Pues estas políticas, parece, seguirán fracasando, lo que no quiere decir que, la inseguridad sea una condición irreversible. De ninguna manera, solo se trata de un proceso que puede tomar tiempo en solucionarse, tras haberse instalado, aun existiendo voluntad política y capacidad profesional.
Con el lanzamiento de un Plan Integral de Seguridad Ciudadana y la eventual reforma policial que surge con el accidentado Proyecto de Ley Orgánica de la Policía Nacional, se pretende dar inicio a una nueva etapa, de la lucha contra la violencia, lo que al final , no garantizara nada, incluyendo las reformas del organismo que puede ser proceso largo y traumático.
Al asumirse que las políticas implementadas han fracasado, se hace un reconocimiento a la tardía intervención de los gobiernos y a su responsabilidad en el agravamiento de la situación.
Cuando empezaron a intervenir, ya las estructuras del daño: violencia, criminalidad, droga e impunidad, estaban establecidas, enquistadas en lo más profundo del quehacer socio- político y económico , de una sociedad que se ha desarrollado fuera de un marco normativo que ofrezca patrones de comportamiento y respeto a la ciudadanía.
Esto se evidencia al analizar la tipología de la criminalidad en la cual está envuelta nuestra juventud desde hace unos 20 años.
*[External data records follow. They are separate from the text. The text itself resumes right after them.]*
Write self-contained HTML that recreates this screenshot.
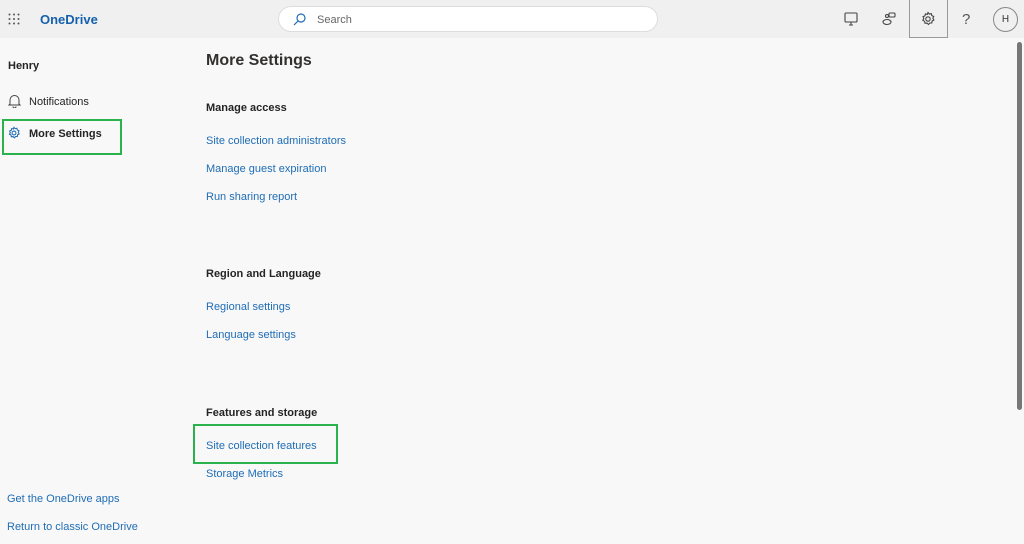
<!DOCTYPE html>
<html><head><meta charset="utf-8"><style>
*{margin:0;padding:0;box-sizing:border-box}
body{width:1024px;height:544px;background:#f8f8f8;font-family:"Liberation Sans",sans-serif;position:relative;overflow:hidden;color:#242424}
.hdr{position:absolute;left:0;top:0;width:1024px;height:38px;background:#f0f0f0}
.t{position:absolute;white-space:nowrap}
a,.lnk{color:#1f6db5;font-size:11px}
.box{position:absolute;border:2px solid #2bb24c}
.ic{position:absolute}
</style></head><body>
<div class="hdr"></div>
<svg class="ic" style="left:8px;top:13px" width="12" height="12" viewBox="0 0 12 12" fill="#555"><circle cx="1.5" cy="1.5" r="1"/><circle cx="6" cy="1.5" r="1"/><circle cx="10.5" cy="1.5" r="1"/><circle cx="1.5" cy="6" r="1"/><circle cx="6" cy="6" r="1"/><circle cx="10.5" cy="6" r="1"/><circle cx="1.5" cy="10.5" r="1"/><circle cx="6" cy="10.5" r="1"/><circle cx="10.5" cy="10.5" r="1"/></svg>
<div class="t" style="left:40px;top:12px;font-size:13px;font-weight:bold;color:#1560ad">OneDrive</div>
<div style="position:absolute;left:278px;top:6px;width:380px;height:26px;border:1px solid #ddd;border-radius:13px;background:#fff"></div>
<svg class="ic" style="left:293px;top:13px" width="13" height="13" viewBox="0 0 13 13" fill="none" stroke="#1f6db5" stroke-width="1.2"><circle cx="8" cy="5" r="4"/><path d="M5 8L1 12"/></svg>
<div class="t" style="left:317px;top:14px;font-size:11px;color:#666">Search</div>
<svg class="ic" style="left:843px;top:11px" width="16" height="16" viewBox="0 0 16 16" fill="none" stroke="#444" stroke-width="1.1"><rect x="2" y="2" width="12" height="9" rx="1"/><path d="M6 14h4M8 11v3"/></svg>
<svg class="ic" style="left:881px;top:11px" width="16" height="16" viewBox="0 0 16 16" fill="none" stroke="#444" stroke-width="1.1"><rect x="8" y="2" width="6" height="4" rx="1"/><circle cx="6" cy="5" r="1.5"/><ellipse cx="6" cy="11" rx="4" ry="2.5"/></svg>
<div style="position:absolute;left:909px;top:0;width:39px;height:38px;border:1px solid #999;border-top:none;background:#f0f0f0"></div>
<svg class="ic" style="left:920px;top:11px" width="16" height="16" viewBox="0 0 16 16" fill="none" stroke="#444" stroke-width="1.1"><circle cx="8" cy="8" r="2.2"/><path d="M8 1.5l1.3 1.6 2-.5.5 2 1.9.8-.8 1.9 1 1.7-1.8 1-.3 2-2 0-1.3 1.5-1.5-1.4-2 .2-.4-2-1.8-1 1-1.7-.8-1.9 1.9-.8.5-2 2 .5z"/></svg>
<div class="t" style="left:962px;top:11px;font-size:15px;color:#555">?</div>
<div style="position:absolute;left:993px;top:7px;width:25px;height:25px;border:1px solid #888;border-radius:50%;font-size:10px;text-align:center;line-height:23px;color:#333">H</div>
<div style="position:absolute;left:1017px;top:42px;width:5px;height:368px;background:#777;border-radius:3px"></div>

<div class="t" style="left:8px;top:60px;font-size:11px;font-weight:bold">Henry</div>
<svg class="ic" style="left:8px;top:94px" width="13" height="14" viewBox="0 0 13 14" fill="none" stroke="#444" stroke-width="1"><path d="M2 10V6a4.5 4.5 0 019 0v4l1 1H1z"/><path d="M5 12.5a1.5 1.5 0 003 0"/></svg>
<div class="t" style="left:29px;top:96px;font-size:11px">Notifications</div>
<svg class="ic" style="left:7px;top:126px" width="14" height="14" viewBox="0 0 16 16" fill="none" stroke="#1f6db5" stroke-width="1.2"><circle cx="8" cy="8" r="2.2"/><path d="M8 1.5l1.3 1.6 2-.5.5 2 1.9.8-.8 1.9 1 1.7-1.8 1-.3 2-2 0-1.3 1.5-1.5-1.4-2 .2-.4-2-1.8-1 1-1.7-.8-1.9 1.9-.8.5-2 2 .5z"/></svg>
<div class="t" style="left:29px;top:128px;font-size:11px;font-weight:bold">More Settings</div>
<div class="box" style="left:2px;top:119px;width:120px;height:36px"></div>
<div class="t lnk" style="left:7px;top:493px">Get the OneDrive apps</div>
<div class="t lnk" style="left:7px;top:521px">Return to classic OneDrive</div>

<div class="t" style="left:206px;top:52px;font-size:16px;font-weight:bold;color:#323130">More Settings</div>
<div class="t" style="left:206px;top:102px;font-size:11px;font-weight:bold">Manage access</div>
<div class="t lnk" style="left:206px;top:135px">Site collection administrators</div>
<div class="t lnk" style="left:206px;top:163px">Manage guest expiration</div>
<div class="t lnk" style="left:206px;top:191px">Run sharing report</div>
<div class="t" style="left:206px;top:268px;font-size:11px;font-weight:bold">Region and Language</div>
<div class="t lnk" style="left:206px;top:301px">Regional settings</div>
<div class="t lnk" style="left:206px;top:329px">Language settings</div>
<div class="t" style="left:206px;top:407px;font-size:11px;font-weight:bold">Features and storage</div>
<div class="t lnk" style="left:206px;top:440px">Site collection features</div>
<div class="box" style="left:193px;top:424px;width:145px;height:40px"></div>
<div class="t lnk" style="left:206px;top:468px">Storage Metrics</div>
</body></html>
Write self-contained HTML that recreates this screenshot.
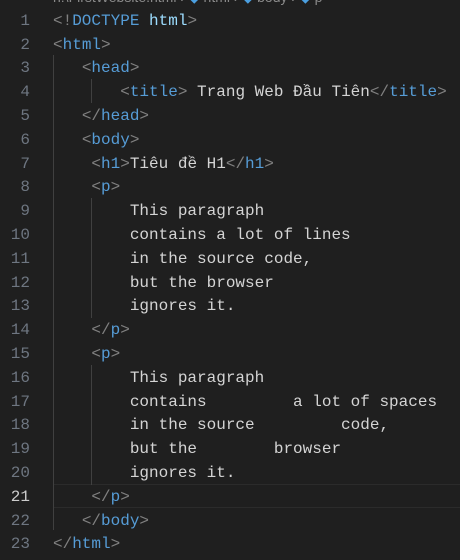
<!DOCTYPE html>
<html><head><style>
body{margin:0;width:460px;height:560px;background:#1f1f1f;overflow:hidden;position:relative;font-family:"Liberation Mono",monospace;font-size:16px}
.bc{position:absolute;top:-11px;left:53px;color:#8a8a8a;font-family:"Liberation Sans",sans-serif;font-size:14px;white-space:pre}
.ln{position:absolute;left:0;width:30px;text-align:right;color:#6e7681}
.c{position:absolute;left:53px;white-space:pre;color:#d4d4d4}
.r{height:23.8px;line-height:23.8px;position:absolute}
.t{color:#569cd6}.b{color:#808080}
.g{position:absolute;width:1px;background:#404040}
.cur{position:absolute;left:53px;right:0;top:484px;height:22px;border-top:1px solid #2b2b2b;border-bottom:1px solid #2b2b2b}
</style></head><body>
<div class="bc">h:\FirstWebsite.html › <span style="color:#4b9fe0">◆</span> html › <span style="color:#4b9fe0">◆</span> body › <span style="color:#4b9fe0">◆</span> p</div>
<div class="cur"></div>
<div class="g" style="left:53px;top:55px;height:475px"></div>
<div class="g" style="left:91px;top:79px;height:24px"></div>
<div class="g" style="left:91px;top:198px;height:120px"></div>
<div class="g" style="left:91px;top:365px;height:120px"></div>
<div id="L"></div>
<script>
var lines=[
'<span class="b">&lt;!</span><span class="t">DOCTYPE</span> <span style="color:#9cdcfe">html</span><span class="b">&gt;</span>',
'<span class="b">&lt;</span><span class="t">html</span><span class="b">&gt;</span>',
'   <span class="b">&lt;</span><span class="t">head</span><span class="b">&gt;</span>',
'       <span class="b">&lt;</span><span class="t">title</span><span class="b">&gt;</span> Trang Web Đầu Tiên<span class="b">&lt;/</span><span class="t">title</span><span class="b">&gt;</span>',
'   <span class="b">&lt;/</span><span class="t">head</span><span class="b">&gt;</span>',
'   <span class="b">&lt;</span><span class="t">body</span><span class="b">&gt;</span>',
'    <span class="b">&lt;</span><span class="t">h1</span><span class="b">&gt;</span>Tiêu đề H1<span class="b">&lt;/</span><span class="t">h1</span><span class="b">&gt;</span>',
'    <span class="b">&lt;</span><span class="t">p</span><span class="b">&gt;</span>',
'        This paragraph',
'        contains a lot of lines',
'        in the source code,',
'        but the browser',
'        ignores it.',
'    <span class="b">&lt;/</span><span class="t">p</span><span class="b">&gt;</span>',
'    <span class="b">&lt;</span><span class="t">p</span><span class="b">&gt;</span>',
'        This paragraph',
'        contains         a lot of spaces',
'        in the source         code,',
'        but the        browser',
'        ignores it.',
'    <span class="b">&lt;/</span><span class="t">p</span><span class="b">&gt;</span>',
'   <span class="b">&lt;/</span><span class="t">body</span><span class="b">&gt;</span>',
'<span class="b">&lt;/</span><span class="t">html</span><span class="b">&gt;</span>'];
var h='';
lines.forEach(function(l,i){var top=(9.8+i*23.8).toFixed(1);
h+='<div class="ln r" style="top:'+top+'px;'+(i==20?'color:#cccccc':'')+'">'+(i+1)+'</div>';
h+='<div class="c r" style="top:'+top+'px">'+l+'</div>';});
document.getElementById('L').innerHTML=h;
</script>
</body></html>
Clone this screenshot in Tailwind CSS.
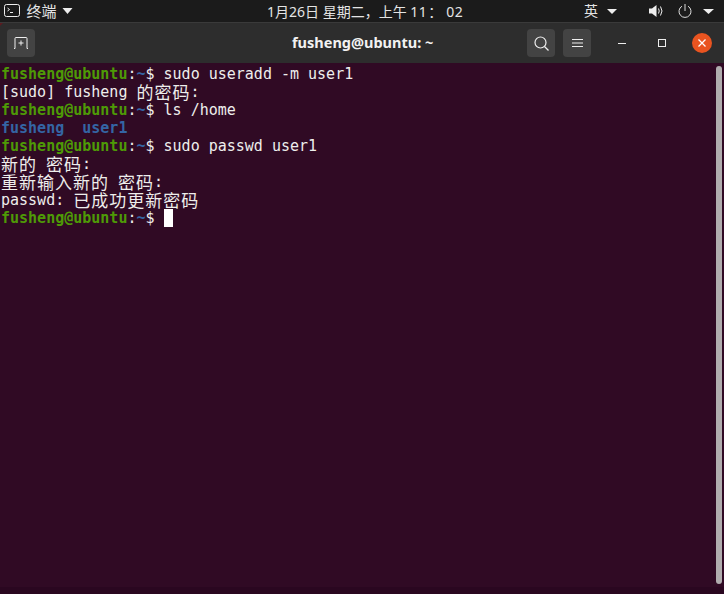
<!DOCTYPE html>
<html lang="zh-CN">
<head>
<meta charset="utf-8">
<script src="https://cdn.jsdelivr.net/npm/@tailwindcss/browser@4"></script>
</head>
<body class="w-[724px] h-[594px] overflow-hidden bg-[#300a24] font-['Noto_Sans','Noto_Sans_CJK_SC',sans-serif]">
<div class="flex flex-col h-[594px]">
  <!-- top panel -->
  <div class="relative h-[22px] shrink-0 bg-[#1b1b1b] text-[#e4e4e4] flex items-center text-[14px] leading-[22px]">
    <svg class="ml-[4px] w-[16px] h-[14px]" viewBox="0 0 16 14" fill="none" stroke="#eeeeee"><rect x="0.5" y="0.5" width="15" height="12" rx="2"/><path d="M3.5 4l2 1.5-2 1.5M6 8.5h3" stroke-width="1"/></svg>
    <span class="ml-[6.5px] text-[15px] leading-[22px]">终端</span>
    <svg class="ml-[5px] w-[11px] h-[6px]" viewBox="0 0 11 6"><path d="M0.5 0h10L5.5 6z" fill="#eeeeee"/></svg>
    <span class="absolute left-[267px] top-0 whitespace-nowrap">1月26日 星期二，上午 <span class="tracking-[0.5px]">11</span><span class="font-['Noto_Sans_CJK_TC'] ml-[1px] mr-[4px]">：</span><span class="tracking-[0.5px]">02</span></span>
    <div class="ml-auto flex items-center">
      <span class="text-[14px]">英</span>
      <svg class="ml-[9px] w-[10px] h-[5px]" viewBox="0 0 10 5"><path d="M0 0h10L5 5z" fill="#eeeeee"/></svg>
      <svg class="ml-[32px] w-[15px] h-[14px]" viewBox="0 0 15 14" fill="#eeeeee"><path d="M0 4.5h3L7.5 1v12L3 9.5H0z"/><path d="M9.5 4.5q1.5 2.500 0 5M11.500 2.500q3 4.500 0 9" fill="none" stroke="#eeeeee"/></svg>
      <svg class="ml-[14px] w-[14px] h-[14px]" viewBox="0 0 14 14" fill="none" stroke="#dddddd"><path d="M4 2.200a6 6 0 1 0 6 0M7 0v7"/></svg>
      <svg class="ml-[11px] mr-[10px] w-[11px] h-[5px]" viewBox="0 0 11 5"><path d="M0 0h11L5.500 5z" fill="#eeeeee"/></svg>
    </div>
  </div>
  <!-- header bar -->
  <div class="relative h-[41px] shrink-0 bg-[#2d2d2d] border-t border-[#3a3a3a] flex items-center text-[#f2f2f2]">
    <div class="absolute left-0 top-0 w-[3px] h-[3px] bg-[#5c1a20] [clip-path:polygon(0_0,100%_0,0_100%)]"></div>
    <div class="ml-[7px] w-[28px] h-[28px] rounded-[4px] bg-[#434343] flex items-center justify-center">
      <svg class="w-[16px] h-[12px]" viewBox="0 0 16 12" fill="none" stroke="#eeeeee"><path d="M1 11.500h1V1.500a1 1 0 0 1 1-1h10a1 1 0 0 1 1 1v10h1"/><path d="M8 3.500v5M5.500 6h5"/></svg>
    </div>
    <span class="absolute left-[292px] top-[10px] text-[14.5px] leading-[19px] font-bold whitespace-nowrap font-['Noto_Sans']">fusheng@ubuntu: ~</span>
    <div class="ml-auto flex items-center">
      <div class="w-[28px] h-[28px] rounded-[4px] bg-[#434343] flex items-center justify-center">
        <svg class="w-[15px] h-[15px]" viewBox="0 0 15 15" fill="none" stroke="#eeeeee" stroke-width="1.200"><circle cx="6.500" cy="6.500" r="5.500"/><path d="M10.500 10.500l4 4"/></svg>
      </div>
      <div class="ml-[8px] w-[28px] h-[28px] rounded-[4px] bg-[#434343] flex items-center justify-center">
        <svg class="w-[11px] h-[10px]" viewBox="0 0 11 10" stroke="#eeeeee"><path d="M0 1.500h11M0 5h11M0 8.500h11"/></svg>
      </div>
      <svg class="ml-[27px] w-[8px] h-[2px]" viewBox="0 0 8 2"><rect width="8" height="1" y="1" fill="#eeeeee"/></svg>
      <svg class="ml-[32px] w-[8px] h-[8px]" viewBox="0 0 8 8" fill="none" stroke="#eeeeee"><rect x="0.500" y="0.500" width="7" height="7"/></svg>
      <div class="ml-[26px] mr-[12px] w-[20px] h-[20px] rounded-full bg-[#e95420] flex items-center justify-center">
        <svg class="w-[8px] h-[8px]" viewBox="0 0 8 8" stroke="#ffffff" stroke-width="1.300"><path d="M0.500 0.500l7 7M7.500 0.500l-7 7"/></svg>
      </div>
    </div>
  </div>
  <!-- terminal -->
  <div class="relative flex-1 flex bg-[#300a24] border-b-[7px] border-[#2a0720]">
    <div class="flex-1 pt-[2px] pl-[1px] text-[15px] leading-[18px] text-[#eeeeec] font-['DejaVu_Sans_Mono','Noto_Sans_CJK_SC',monospace]">
      <div class="h-[18px] whitespace-pre"><b class="text-[#4e9a06]">fusheng@ubuntu</b>:<b class="text-[#3465a4]">~</b>$ sudo useradd -m user1</div>
      <div class="h-[18px] whitespace-pre">[sudo] fusheng <span class="inline-block h-[18px] w-[54px] text-[17px] tracking-[1px] leading-[17px] align-top font-['Noto_Sans_CJK_SC']">的密码</span>:</div>
      <div class="h-[18px] whitespace-pre"><b class="text-[#4e9a06]">fusheng@ubuntu</b>:<b class="text-[#3465a4]">~</b>$ ls /home</div>
      <div class="h-[18px] whitespace-pre"><b class="text-[#3465a4]">fusheng</b>  <b class="text-[#3465a4]">user1</b></div>
      <div class="h-[18px] whitespace-pre"><b class="text-[#4e9a06]">fusheng@ubuntu</b>:<b class="text-[#3465a4]">~</b>$ sudo passwd user1</div>
      <div class="h-[18px] whitespace-pre"><span class="inline-block h-[18px] w-[36px] text-[17px] tracking-[1px] leading-[17px] align-top font-['Noto_Sans_CJK_SC']">新的</span> <span class="inline-block h-[18px] w-[36px] text-[17px] tracking-[1px] leading-[17px] align-top font-['Noto_Sans_CJK_SC']">密码</span>:</div>
      <div class="h-[18px] whitespace-pre"><span class="inline-block h-[18px] w-[108px] text-[17px] tracking-[1px] leading-[17px] align-top font-['Noto_Sans_CJK_SC']">重新输入新的</span> <span class="inline-block h-[18px] w-[36px] text-[17px] tracking-[1px] leading-[17px] align-top font-['Noto_Sans_CJK_SC']">密码</span>:</div>
      <div class="h-[18px] whitespace-pre">passwd: <span class="inline-block h-[18px] w-[126px] text-[17px] tracking-[1px] leading-[17px] align-top font-['Noto_Sans_CJK_SC']">已成功更新密码</span></div>
      <div class="h-[18px] flex whitespace-pre"><span><b class="text-[#4e9a06]">fusheng@ubuntu</b>:<b class="text-[#3465a4]">~</b>$ </span><span class="w-[9px] h-[18px] bg-white"></span></div>
    </div>
    <div class="w-[6px] mr-[2px] mt-[3px] mb-[3px] rounded-full bg-[#b0acae]"></div>
  </div>
</div>
</body>
</html>
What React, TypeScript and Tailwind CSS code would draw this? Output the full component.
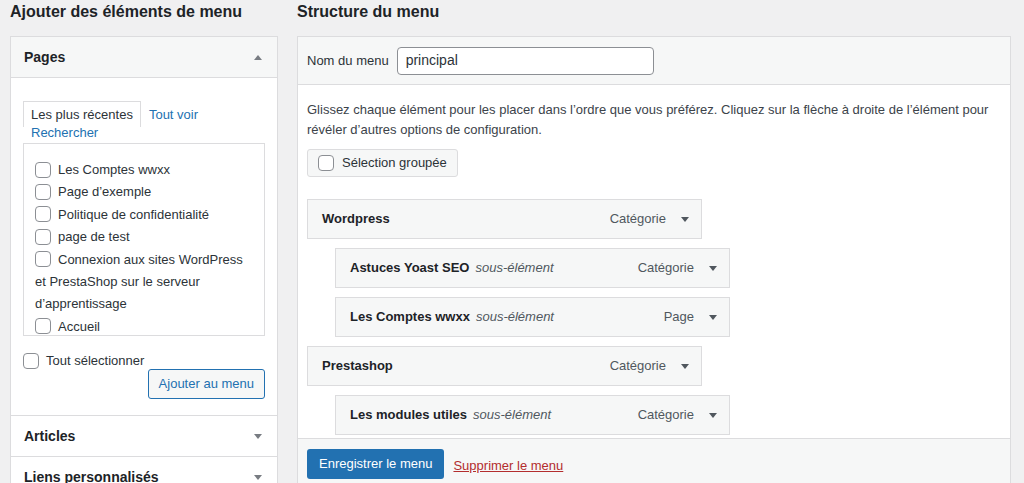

Junto al deterioro de la autoridad que ha perdido todo tipo de credibilidad y peso de autoridad respetada en el imaginario colectivo de la población atemorizada por un estilo represivo que pone en juego los derechos humanos.
La ausencia de una autoridad representativa, con la cual dialogar para llevar a cabo las medidas destinadas a enfrentar la inseguridad, se ven afectadas, por la imagen de políticos, funcionarios y policías incriminados y asociados al crimen, común como lo muestran los medios.
De aquí que la implementación de políticas represivas más agresivas no modificará conductas, como bien parece saber el presidente Medina. Muy por el contrario, la violencia no ha cesado de crecer desde mediados de la década de los noventa, como muestran los índices de homicidio intencional en la región, donde la Republica Dominicana tiene un índice de 26 por cada 100 mil habitantes, superando a Haití con 6.9, compitiendo con las sociedades más violentas de la región, Venezuela, Colombia y Honduras . En apenas 5 años, los datos colocan al país del 1995-2000, de la posición 149 a la desafortunada posición 186 de 207 países estudiados.
Fuente: ONUDD (Oficina de Naciones Unidas contra la Droga y el Delito) y Banco Mundial.
La ciudadanía no cree que la autoridad sea capaz de protegerla. Los funcionarios, además, en su práctica de trabajo carecen de gestos que le acerquen al ciudadano. Muy por el contrario, la desidia y la extorsión dan cuenta de un escenario social conflictivo y letal, donde los conflictos policía-ciudadanos remiten a una violencia inesperada y brutal, como la que se produce en barrios y sectores populares.
La ausencia de respuestas oportunas al fenómeno, ha puesto en peligro la paz social. Es necesario pensar el problema de acuerdo al contexto con una visión holística, más seria, más ética, menos clientelar, pero sobre todo más antropológica.
Los factores socio culturales que han vehiculado los niveles de violencia y que inciden en los niveles de inseguridad ciudadana, son menos graves que la institucionalidad desmontada y puesta al servicio de una clase política, que tiene una cuota de responsabilidad ante la para de la ciudadanía desconocedora del rol de las normas. Basta observar el tránsito vehicular y la conducta de quienes lo dirigen.
¿Acaso saben los ciudadanos, como las autoridades, por qué y para qué deben respetarse las reglas en una sociedad donde trasgredir es signo de status?
Los niveles de inseguridad ciudadana actuales, son producto de décadas de impunidad, dentro de las cuales se observa la gestación y desarrollo de condiciones sociales y políticas, donde sobresale la desigualdad, paralelamente con el desgaste de la autoridad.
Hoy, apenas en los inicios de un proceso delicado, nos resulta superficial hablar de nuestras desgracias y desamparo ciudadano, ante una autoridad que languideció hasta su inexistencia.
Para que exista seguridad ciudadana es necesario que exista una autoridad, capaz de proyectar el respecto, protegiendo primero antes de sancionar, a una ciudadanía capaz de entender que existe un contracto social.
Lo que explica que en algunas sociedades el fenómeno haya sido revertido, dadas las condiciones institucionales y educativas que permiten unificar esfuerzos.
Los gobiernos deben ofrecer orientación adecuada, y políticas sostenibles a una ciudadanía desamparada que necesita creer en las instituciones del Estado.